Martinez summarizes the association between this event and baptism:

Theologically and liturgically, the miraculous defeat of Pharoah and the Israelites’ passage through the Red Sea is a type of Christian baptism … This passage [1Co 10:1–2] is used in the liturgy for the blessing of the baptismal waters in the Greek Orthodox rite on Epiphany eve.[9]

The parting and passing through of the Red Sea (Ex 14) prefigure Christian baptism (1Co 10:1–2). The celebration of the event referred to in this scant scrap of papyrus recalls one sign of the commencement of the earthly ministry of Jesus Christ (Jn 1:15, 30), his baptism. The picture of Miriam, leading the women with tambourine and dancing, singing about how the Lord “cast horse and rider into the sea” are a picture of the waters of baptism, sanctified by Christ, used to overtake those who pursue God’s people.[10]

Bibliography

Martinez, David G. “Epiphany Themes in Christian Liturgies on Papyrus.” Pages 187–215 in Light from the East. Papyrologische Kommentare Zum Neuen Testament. Edited by Peter Artz-Grabner and Christina Kreinecker. Vol. 39 of Philippika. Harrassowitz Verlag, 2010.

Swete, Henry Barclay. An Introduction to the Old Testament in Greek. Cambridge: Cambridge University Press, 1914.

Treu, Kurt. “Varia Christiana.” AfP 24–25 (1976): 113–126.


[1] Kurt Treu, “Varia Christiana,” AfP 24–25 (1976): 121–23.

[2] See discussion on P.Berol. 11633 elsewhere in this volume.

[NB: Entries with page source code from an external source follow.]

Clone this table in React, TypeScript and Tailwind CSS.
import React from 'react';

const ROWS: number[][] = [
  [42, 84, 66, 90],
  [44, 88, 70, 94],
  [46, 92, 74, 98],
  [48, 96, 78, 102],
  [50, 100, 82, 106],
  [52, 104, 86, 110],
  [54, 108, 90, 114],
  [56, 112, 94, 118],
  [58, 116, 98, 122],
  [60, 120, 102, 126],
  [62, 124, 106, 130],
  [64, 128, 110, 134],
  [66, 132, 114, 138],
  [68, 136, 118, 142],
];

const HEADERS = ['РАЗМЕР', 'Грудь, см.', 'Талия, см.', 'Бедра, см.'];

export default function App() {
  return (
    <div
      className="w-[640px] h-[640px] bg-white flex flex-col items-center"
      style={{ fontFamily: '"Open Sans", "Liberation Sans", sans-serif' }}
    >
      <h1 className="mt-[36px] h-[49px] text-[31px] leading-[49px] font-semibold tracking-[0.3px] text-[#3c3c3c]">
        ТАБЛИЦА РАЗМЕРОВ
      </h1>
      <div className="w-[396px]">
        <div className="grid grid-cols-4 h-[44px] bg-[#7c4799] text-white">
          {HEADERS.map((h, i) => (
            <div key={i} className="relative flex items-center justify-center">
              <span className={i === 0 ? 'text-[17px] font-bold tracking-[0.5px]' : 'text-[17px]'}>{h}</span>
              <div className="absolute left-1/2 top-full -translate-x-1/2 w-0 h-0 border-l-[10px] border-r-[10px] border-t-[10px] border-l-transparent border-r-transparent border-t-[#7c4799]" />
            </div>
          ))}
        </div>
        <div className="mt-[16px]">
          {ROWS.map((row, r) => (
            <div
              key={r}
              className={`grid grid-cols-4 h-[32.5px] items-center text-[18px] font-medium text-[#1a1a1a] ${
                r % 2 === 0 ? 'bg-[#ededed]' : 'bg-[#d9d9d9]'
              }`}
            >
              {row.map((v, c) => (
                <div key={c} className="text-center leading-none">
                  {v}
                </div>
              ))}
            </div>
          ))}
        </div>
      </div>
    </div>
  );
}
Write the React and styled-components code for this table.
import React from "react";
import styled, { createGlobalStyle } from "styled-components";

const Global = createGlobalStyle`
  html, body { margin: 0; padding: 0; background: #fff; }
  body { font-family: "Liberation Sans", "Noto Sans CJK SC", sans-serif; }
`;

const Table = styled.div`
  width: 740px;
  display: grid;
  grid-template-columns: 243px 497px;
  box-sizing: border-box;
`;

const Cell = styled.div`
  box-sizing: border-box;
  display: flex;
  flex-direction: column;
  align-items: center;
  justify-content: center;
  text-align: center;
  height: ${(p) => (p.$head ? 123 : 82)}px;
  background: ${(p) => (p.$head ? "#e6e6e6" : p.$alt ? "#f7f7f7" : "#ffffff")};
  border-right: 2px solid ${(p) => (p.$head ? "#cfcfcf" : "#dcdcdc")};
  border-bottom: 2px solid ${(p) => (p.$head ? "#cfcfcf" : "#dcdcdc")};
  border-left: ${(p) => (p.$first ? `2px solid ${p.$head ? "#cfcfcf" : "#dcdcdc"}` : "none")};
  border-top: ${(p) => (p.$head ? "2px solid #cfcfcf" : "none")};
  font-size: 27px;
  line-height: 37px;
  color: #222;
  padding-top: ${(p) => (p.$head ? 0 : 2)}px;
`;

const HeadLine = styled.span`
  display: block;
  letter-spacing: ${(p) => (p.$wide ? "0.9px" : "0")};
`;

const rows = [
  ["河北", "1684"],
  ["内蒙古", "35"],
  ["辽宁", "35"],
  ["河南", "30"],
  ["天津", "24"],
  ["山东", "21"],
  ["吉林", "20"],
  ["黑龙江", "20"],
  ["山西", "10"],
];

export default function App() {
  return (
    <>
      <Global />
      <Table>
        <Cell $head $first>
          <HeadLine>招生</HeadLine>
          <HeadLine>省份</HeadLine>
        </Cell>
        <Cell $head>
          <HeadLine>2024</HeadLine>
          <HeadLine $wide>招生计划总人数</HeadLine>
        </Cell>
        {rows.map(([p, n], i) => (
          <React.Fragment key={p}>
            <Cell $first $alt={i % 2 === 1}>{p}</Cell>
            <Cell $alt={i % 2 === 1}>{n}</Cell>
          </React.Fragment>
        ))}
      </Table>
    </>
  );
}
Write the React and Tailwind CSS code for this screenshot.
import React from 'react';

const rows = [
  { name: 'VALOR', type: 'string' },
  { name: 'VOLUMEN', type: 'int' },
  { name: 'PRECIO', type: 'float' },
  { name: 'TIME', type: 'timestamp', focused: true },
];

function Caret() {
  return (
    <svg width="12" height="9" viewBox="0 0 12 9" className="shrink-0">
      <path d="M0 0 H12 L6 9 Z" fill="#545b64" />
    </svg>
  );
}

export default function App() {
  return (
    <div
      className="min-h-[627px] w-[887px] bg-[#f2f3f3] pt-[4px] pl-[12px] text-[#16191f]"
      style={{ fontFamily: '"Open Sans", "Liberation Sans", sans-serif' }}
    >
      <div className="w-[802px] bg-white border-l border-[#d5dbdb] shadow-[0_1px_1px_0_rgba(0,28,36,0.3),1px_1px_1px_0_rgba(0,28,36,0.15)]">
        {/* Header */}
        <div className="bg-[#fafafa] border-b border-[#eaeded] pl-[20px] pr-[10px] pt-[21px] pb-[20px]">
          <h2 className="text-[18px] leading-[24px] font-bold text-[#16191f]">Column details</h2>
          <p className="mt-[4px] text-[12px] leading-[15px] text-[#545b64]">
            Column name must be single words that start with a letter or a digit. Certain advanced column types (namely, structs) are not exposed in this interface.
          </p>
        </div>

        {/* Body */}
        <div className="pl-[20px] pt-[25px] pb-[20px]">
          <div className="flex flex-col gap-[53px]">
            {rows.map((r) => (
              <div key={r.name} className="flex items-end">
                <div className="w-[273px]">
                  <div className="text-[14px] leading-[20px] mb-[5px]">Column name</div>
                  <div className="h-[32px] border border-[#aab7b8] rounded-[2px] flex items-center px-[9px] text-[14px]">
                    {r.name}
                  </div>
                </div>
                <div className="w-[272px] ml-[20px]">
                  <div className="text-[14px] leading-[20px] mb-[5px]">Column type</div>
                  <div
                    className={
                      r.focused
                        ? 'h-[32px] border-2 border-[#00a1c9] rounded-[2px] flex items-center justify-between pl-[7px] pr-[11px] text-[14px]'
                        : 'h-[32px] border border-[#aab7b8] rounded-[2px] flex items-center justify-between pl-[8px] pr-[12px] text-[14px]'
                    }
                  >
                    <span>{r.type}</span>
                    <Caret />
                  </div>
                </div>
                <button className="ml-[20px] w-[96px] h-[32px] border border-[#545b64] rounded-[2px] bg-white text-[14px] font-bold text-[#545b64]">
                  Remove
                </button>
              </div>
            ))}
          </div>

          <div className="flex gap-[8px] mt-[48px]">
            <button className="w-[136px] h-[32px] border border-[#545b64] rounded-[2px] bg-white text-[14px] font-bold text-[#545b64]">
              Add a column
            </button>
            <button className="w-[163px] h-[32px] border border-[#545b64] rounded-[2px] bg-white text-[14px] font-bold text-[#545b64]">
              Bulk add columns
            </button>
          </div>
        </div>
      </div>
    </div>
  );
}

[3] David G. Martinez, “Epiphany Themes in Christian Liturgies on Papyrus,” in Light from the East. Papyrologische Kommentare Zum Neuen Testament, ed. Peter Artz-Grabner and Christina Kreinecker, vol. 39 of Philippika (Harrassowitz Verlag, 2010), 194–95.

[4] Martinez, “Epiphany Themes in Christian Liturgies on Papyrus,” 195.

[5] See discussion regarding “forerunner” on P.Berol. 11633.

[6] Possibly “Mary”

[7] Martinez, “Epiphany Themes in Christian Liturgies on Papyrus,” 195.

[8] Henry Barclay Swete, An Introduction to the Old Testament in Greek (Cambridge: Cambridge University Press, 1914), 253; Treu, “Varia Christiana,” 122.

[9] Martinez, “Epiphany Themes in Christian Liturgies on Papyrus,” 195.

[10] Martinez, “Epiphany Themes in Christian Liturgies on Papyrus,” 196.